Aim of the task -
Pick out the lines below that contain the string "styles" and copy them all.

Recorded data -
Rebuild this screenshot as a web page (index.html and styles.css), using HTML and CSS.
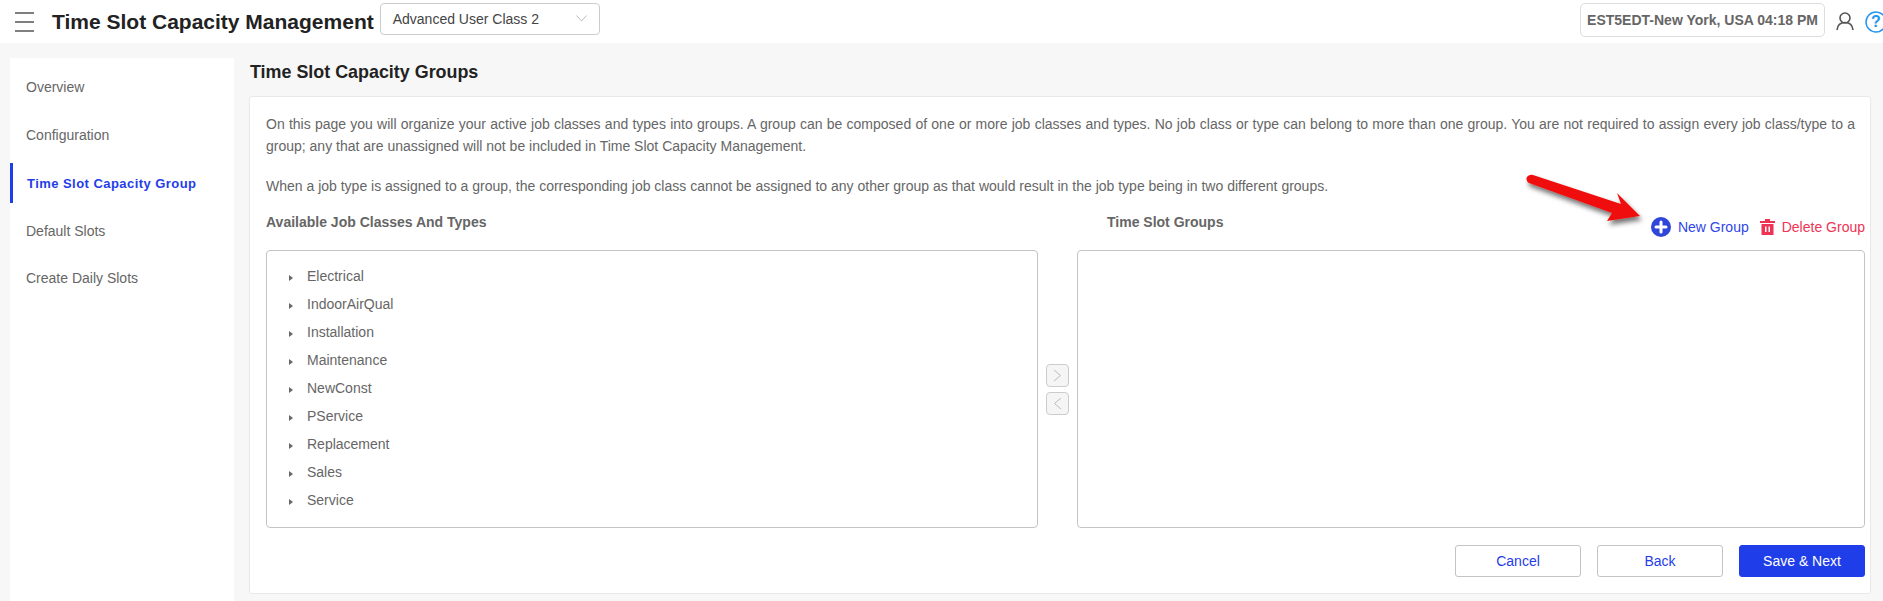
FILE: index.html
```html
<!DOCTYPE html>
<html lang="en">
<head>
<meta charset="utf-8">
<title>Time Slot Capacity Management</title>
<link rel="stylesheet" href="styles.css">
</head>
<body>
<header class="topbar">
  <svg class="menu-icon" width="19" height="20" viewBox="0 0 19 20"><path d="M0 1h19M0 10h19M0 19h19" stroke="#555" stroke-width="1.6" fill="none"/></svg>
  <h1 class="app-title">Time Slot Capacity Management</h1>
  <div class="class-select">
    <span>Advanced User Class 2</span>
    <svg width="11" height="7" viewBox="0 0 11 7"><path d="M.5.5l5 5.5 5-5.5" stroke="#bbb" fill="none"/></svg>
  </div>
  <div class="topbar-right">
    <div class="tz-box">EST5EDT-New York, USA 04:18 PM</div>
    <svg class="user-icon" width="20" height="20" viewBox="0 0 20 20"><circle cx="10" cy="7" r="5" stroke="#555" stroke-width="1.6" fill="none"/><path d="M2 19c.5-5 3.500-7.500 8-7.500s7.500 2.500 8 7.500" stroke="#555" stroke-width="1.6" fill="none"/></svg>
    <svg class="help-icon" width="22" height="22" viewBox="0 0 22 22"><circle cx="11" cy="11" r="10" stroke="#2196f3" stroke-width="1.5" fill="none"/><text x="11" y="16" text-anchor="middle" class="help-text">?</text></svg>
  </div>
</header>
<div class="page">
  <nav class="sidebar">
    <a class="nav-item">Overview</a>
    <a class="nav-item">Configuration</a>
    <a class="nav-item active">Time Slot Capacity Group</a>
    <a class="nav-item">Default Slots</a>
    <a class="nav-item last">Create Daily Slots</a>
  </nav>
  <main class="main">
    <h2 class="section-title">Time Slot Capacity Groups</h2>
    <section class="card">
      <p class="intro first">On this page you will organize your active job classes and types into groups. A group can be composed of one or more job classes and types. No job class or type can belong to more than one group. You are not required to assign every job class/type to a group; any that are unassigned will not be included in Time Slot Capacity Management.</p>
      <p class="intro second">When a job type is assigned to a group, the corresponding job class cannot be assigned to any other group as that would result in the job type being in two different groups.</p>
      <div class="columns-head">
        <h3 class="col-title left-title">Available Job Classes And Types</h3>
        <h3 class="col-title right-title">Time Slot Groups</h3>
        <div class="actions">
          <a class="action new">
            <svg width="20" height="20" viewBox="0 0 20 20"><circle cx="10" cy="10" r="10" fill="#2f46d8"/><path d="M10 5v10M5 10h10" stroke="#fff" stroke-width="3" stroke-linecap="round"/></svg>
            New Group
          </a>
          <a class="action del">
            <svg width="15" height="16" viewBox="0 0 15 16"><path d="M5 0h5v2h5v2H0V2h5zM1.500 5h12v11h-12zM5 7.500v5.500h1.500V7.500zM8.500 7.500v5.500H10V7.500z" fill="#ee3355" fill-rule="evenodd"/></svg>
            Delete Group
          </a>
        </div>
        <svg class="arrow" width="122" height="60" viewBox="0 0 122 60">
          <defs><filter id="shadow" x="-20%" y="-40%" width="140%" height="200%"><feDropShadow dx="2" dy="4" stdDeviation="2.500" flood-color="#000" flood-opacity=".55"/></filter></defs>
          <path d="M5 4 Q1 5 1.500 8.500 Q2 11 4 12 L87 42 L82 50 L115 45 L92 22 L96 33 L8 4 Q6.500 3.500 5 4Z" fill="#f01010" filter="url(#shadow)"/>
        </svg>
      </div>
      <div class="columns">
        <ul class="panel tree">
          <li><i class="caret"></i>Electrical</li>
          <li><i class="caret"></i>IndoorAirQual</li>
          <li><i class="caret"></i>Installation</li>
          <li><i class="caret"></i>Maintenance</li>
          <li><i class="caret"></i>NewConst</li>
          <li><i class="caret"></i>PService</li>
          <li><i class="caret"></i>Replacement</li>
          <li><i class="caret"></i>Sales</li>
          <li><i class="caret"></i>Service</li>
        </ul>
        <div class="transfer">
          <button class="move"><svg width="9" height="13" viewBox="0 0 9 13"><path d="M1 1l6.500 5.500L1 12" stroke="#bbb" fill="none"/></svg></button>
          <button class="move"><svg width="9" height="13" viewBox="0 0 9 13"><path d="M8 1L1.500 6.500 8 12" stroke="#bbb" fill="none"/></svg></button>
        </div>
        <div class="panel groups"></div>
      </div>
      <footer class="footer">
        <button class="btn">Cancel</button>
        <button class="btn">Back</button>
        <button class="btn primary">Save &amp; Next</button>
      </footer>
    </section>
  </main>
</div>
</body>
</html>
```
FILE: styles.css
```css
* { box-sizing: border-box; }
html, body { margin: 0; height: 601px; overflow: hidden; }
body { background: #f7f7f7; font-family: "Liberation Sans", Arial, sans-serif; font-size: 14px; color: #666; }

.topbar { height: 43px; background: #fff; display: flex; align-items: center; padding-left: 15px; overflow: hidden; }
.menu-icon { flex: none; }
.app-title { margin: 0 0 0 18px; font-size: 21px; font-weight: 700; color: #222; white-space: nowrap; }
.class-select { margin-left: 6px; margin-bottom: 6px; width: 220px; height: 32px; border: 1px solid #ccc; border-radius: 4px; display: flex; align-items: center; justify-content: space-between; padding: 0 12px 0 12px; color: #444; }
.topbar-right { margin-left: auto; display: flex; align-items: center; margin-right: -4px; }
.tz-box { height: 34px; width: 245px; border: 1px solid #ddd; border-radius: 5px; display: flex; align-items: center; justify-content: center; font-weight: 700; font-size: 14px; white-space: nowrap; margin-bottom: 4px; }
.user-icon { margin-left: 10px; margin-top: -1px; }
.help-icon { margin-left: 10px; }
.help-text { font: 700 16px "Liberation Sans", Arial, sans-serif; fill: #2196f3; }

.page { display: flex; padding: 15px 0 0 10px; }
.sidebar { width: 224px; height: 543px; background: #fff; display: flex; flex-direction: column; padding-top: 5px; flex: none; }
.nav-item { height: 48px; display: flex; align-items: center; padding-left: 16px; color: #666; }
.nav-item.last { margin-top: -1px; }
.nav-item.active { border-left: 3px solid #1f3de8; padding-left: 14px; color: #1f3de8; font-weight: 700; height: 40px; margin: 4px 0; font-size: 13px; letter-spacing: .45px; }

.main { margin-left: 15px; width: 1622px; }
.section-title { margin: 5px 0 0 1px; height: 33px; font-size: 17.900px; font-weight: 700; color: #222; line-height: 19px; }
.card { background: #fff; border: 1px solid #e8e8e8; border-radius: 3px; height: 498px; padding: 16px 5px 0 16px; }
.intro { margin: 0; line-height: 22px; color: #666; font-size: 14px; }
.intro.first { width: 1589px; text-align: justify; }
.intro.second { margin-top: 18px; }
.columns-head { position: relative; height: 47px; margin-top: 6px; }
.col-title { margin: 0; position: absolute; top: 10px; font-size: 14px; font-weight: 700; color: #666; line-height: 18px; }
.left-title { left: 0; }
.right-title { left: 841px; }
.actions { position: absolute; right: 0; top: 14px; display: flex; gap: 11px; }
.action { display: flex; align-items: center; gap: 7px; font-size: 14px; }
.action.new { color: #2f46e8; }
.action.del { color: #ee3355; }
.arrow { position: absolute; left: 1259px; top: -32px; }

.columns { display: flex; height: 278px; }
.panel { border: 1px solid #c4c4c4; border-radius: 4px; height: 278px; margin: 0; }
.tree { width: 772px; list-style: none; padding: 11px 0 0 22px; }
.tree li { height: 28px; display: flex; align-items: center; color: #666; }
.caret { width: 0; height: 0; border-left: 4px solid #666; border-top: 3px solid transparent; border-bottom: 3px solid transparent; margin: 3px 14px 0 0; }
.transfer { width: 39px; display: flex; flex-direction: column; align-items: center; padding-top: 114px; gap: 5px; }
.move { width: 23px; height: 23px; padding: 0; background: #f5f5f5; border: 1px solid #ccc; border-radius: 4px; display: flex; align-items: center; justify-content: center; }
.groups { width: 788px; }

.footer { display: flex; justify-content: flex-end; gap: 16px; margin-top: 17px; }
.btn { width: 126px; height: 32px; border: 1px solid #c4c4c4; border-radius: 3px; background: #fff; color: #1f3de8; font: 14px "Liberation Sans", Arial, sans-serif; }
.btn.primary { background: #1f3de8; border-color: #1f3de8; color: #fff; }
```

Exercise solution -
Rebuild this screenshot as a web page (index.html and styles.css), using HTML and CSS.
<link rel="stylesheet" href="styles.css">
FILE: styles.css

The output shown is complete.